> PROBLEM DETAILS
Copy out every line exactly, passing over the pictures.
== == ==
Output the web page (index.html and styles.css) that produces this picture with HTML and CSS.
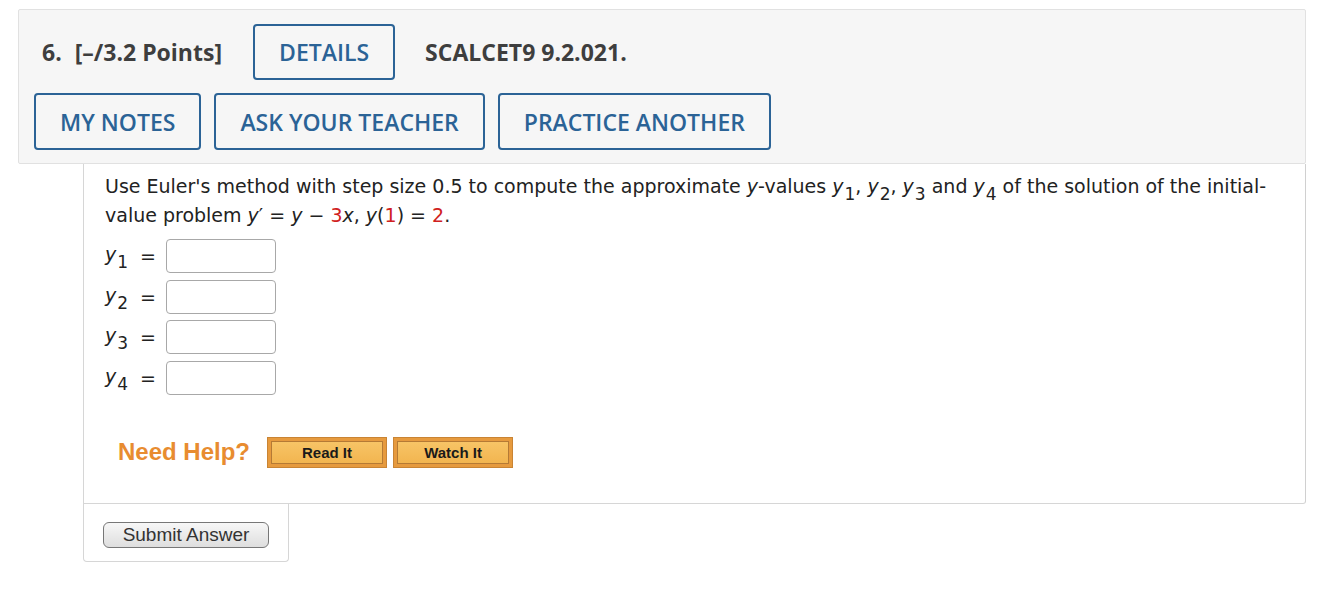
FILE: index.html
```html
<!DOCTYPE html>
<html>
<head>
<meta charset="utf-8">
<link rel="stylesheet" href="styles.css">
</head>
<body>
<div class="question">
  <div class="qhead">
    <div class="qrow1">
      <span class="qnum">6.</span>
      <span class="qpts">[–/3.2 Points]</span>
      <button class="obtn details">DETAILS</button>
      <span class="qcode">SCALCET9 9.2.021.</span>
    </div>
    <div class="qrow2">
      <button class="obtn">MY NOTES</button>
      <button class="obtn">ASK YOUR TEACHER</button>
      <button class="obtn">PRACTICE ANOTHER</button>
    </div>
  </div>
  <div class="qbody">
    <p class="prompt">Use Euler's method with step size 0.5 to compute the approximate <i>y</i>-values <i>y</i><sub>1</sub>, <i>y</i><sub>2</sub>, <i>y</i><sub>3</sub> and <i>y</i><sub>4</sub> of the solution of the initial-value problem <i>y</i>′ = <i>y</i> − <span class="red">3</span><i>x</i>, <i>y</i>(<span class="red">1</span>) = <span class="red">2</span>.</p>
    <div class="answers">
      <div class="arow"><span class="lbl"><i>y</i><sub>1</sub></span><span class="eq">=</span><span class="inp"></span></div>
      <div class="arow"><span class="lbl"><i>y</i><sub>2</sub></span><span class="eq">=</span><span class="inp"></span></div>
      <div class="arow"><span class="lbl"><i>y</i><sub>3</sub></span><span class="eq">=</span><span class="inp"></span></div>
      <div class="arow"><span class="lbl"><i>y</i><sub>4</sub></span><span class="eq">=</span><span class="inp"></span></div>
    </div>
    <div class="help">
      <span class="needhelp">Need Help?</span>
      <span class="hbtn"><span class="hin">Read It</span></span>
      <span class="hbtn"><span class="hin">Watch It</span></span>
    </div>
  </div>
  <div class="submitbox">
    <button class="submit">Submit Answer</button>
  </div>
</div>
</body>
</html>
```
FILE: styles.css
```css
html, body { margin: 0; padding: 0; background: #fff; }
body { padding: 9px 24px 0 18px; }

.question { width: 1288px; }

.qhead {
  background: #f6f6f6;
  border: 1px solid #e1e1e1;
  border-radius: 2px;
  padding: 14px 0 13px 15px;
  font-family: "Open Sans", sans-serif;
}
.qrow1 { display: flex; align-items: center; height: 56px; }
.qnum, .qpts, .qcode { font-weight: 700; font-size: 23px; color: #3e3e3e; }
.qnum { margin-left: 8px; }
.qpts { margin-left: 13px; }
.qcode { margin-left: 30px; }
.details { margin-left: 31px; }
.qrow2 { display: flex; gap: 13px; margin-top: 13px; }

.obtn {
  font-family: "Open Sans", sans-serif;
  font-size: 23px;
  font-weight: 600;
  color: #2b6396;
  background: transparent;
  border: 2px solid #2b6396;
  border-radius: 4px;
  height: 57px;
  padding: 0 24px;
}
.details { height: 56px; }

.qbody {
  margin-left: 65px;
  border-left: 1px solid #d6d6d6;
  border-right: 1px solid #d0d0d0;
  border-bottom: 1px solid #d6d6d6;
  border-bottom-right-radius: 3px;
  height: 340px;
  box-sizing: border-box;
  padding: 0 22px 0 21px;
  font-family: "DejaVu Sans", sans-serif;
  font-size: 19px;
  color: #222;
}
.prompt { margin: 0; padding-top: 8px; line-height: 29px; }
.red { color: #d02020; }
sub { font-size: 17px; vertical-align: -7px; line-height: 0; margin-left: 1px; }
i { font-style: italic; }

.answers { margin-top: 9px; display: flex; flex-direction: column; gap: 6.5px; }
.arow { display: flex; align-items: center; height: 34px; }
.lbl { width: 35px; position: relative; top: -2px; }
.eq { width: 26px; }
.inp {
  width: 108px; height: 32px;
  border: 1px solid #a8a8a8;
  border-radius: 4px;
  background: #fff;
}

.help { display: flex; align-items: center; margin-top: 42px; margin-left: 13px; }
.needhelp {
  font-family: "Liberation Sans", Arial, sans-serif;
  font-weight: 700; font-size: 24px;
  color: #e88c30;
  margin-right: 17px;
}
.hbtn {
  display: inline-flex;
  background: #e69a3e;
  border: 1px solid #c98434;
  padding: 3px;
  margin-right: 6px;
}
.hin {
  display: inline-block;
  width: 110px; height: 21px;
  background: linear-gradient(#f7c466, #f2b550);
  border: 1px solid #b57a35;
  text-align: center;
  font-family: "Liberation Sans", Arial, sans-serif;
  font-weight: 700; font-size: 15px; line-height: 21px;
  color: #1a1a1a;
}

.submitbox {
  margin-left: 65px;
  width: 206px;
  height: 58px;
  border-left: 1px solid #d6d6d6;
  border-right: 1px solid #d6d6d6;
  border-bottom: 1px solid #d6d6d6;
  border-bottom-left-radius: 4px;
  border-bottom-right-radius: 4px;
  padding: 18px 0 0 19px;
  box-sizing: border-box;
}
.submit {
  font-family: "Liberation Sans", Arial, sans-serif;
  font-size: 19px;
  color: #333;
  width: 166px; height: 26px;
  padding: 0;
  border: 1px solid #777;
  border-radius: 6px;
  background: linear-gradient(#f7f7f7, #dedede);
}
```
== == ==
> RESPONSE TO THIS TASK
Output the web page (index.html and styles.css) that produces this picture with HTML and CSS.
FILE: index.html
```html
<!DOCTYPE html>
<html>
<head>
<meta charset="utf-8">
<link rel="stylesheet" href="styles.css">
</head>
<body>
<div class="question">
  <div class="qhead">
    <div class="qrow1">
      <span class="qnum">6.</span>
      <span class="qpts">[–/3.2 Points]</span>
      <button class="obtn details">DETAILS</button>
      <span class="qcode">SCALCET9 9.2.021.</span>
    </div>
    <div class="qrow2">
      <button class="obtn">MY NOTES</button>
      <button class="obtn">ASK YOUR TEACHER</button>
      <button class="obtn">PRACTICE ANOTHER</button>
    </div>
  </div>
  <div class="qbody">
    <p class="prompt">Use Euler's method with step size 0.5 to compute the approximate <i>y</i>-values <i>y</i><sub>1</sub>, <i>y</i><sub>2</sub>, <i>y</i><sub>3</sub> and <i>y</i><sub>4</sub> of the solution of the initial-value problem <i>y</i>′ = <i>y</i> − <span class="red">3</span><i>x</i>, <i>y</i>(<span class="red">1</span>) = <span class="red">2</span>.</p>
    <div class="answers">
      <div class="arow"><span class="lbl"><i>y</i><sub>1</sub></span><span class="eq">=</span><span class="inp"></span></div>
      <div class="arow"><span class="lbl"><i>y</i><sub>2</sub></span><span class="eq">=</span><span class="inp"></span></div>
      <div class="arow"><span class="lbl"><i>y</i><sub>3</sub></span><span class="eq">=</span><span class="inp"></span></div>
      <div class="arow"><span class="lbl"><i>y</i><sub>4</sub></span><span class="eq">=</span><span class="inp"></span></div>
    </div>
    <div class="help">
      <span class="needhelp">Need Help?</span>
      <span class="hbtn"><span class="hin">Read It</span></span>
      <span class="hbtn"><span class="hin">Watch It</span></span>
    </div>
  </div>
  <div class="submitbox">
    <button class="submit">Submit Answer</button>
  </div>
</div>
</body>
</html>
```
FILE: styles.css
```css
html, body { margin: 0; padding: 0; background: #fff; }
body { padding: 9px 24px 0 18px; }

.question { width: 1288px; }

.qhead {
  background: #f6f6f6;
  border: 1px solid #e1e1e1;
  border-radius: 2px;
  padding: 14px 0 13px 15px;
  font-family: "Open Sans", sans-serif;
}
.qrow1 { display: flex; align-items: center; height: 56px; }
.qnum, .qpts, .qcode { font-weight: 700; font-size: 23px; color: #3e3e3e; }
.qnum { margin-left: 8px; }
.qpts { margin-left: 13px; }
.qcode { margin-left: 30px; }
.details { margin-left: 31px; }
.qrow2 { display: flex; gap: 13px; margin-top: 13px; }

.obtn {
  font-family: "Open Sans", sans-serif;
  font-size: 23px;
  font-weight: 600;
  color: #2b6396;
  background: transparent;
  border: 2px solid #2b6396;
  border-radius: 4px;
  height: 57px;
  padding: 0 24px;
}
.details { height: 56px; }

.qbody {
  margin-left: 65px;
  border-left: 1px solid #d6d6d6;
  border-right: 1px solid #d0d0d0;
  border-bottom: 1px solid #d6d6d6;
  border-bottom-right-radius: 3px;
  height: 340px;
  box-sizing: border-box;
  padding: 0 22px 0 21px;
  font-family: "DejaVu Sans", sans-serif;
  font-size: 19px;
  color: #222;
}
.prompt { margin: 0; padding-top: 8px; line-height: 29px; }
.red { color: #d02020; }
sub { font-size: 17px; vertical-align: -7px; line-height: 0; margin-left: 1px; }
i { font-style: italic; }

.answers { margin-top: 9px; display: flex; flex-direction: column; gap: 6.5px; }
.arow { display: flex; align-items: center; height: 34px; }
.lbl { width: 35px; position: relative; top: -2px; }
.eq { width: 26px; }
.inp {
  width: 108px; height: 32px;
  border: 1px solid #a8a8a8;
  border-radius: 4px;
  background: #fff;
}

.help { display: flex; align-items: center; margin-top: 42px; margin-left: 13px; }
.needhelp {
  font-family: "Liberation Sans", Arial, sans-serif;
  font-weight: 700; font-size: 24px;
  color: #e88c30;
  margin-right: 17px;
}
.hbtn {
  display: inline-flex;
  background: #e69a3e;
  border: 1px solid #c98434;
  padding: 3px;
  margin-right: 6px;
}
.hin {
  display: inline-block;
  width: 110px; height: 21px;
  background: linear-gradient(#f7c466, #f2b550);
  border: 1px solid #b57a35;
  text-align: center;
  font-family: "Liberation Sans", Arial, sans-serif;
  font-weight: 700; font-size: 15px; line-height: 21px;
  color: #1a1a1a;
}

.submitbox {
  margin-left: 65px;
  width: 206px;
  height: 58px;
  border-left: 1px solid #d6d6d6;
  border-right: 1px solid #d6d6d6;
  border-bottom: 1px solid #d6d6d6;
  border-bottom-left-radius: 4px;
  border-bottom-right-radius: 4px;
  padding: 18px 0 0 19px;
  box-sizing: border-box;
}
.submit {
  font-family: "Liberation Sans", Arial, sans-serif;
  font-size: 19px;
  color: #333;
  width: 166px; height: 26px;
  padding: 0;
  border: 1px solid #777;
  border-radius: 6px;
  background: linear-gradient(#f7f7f7, #dedede);
}
```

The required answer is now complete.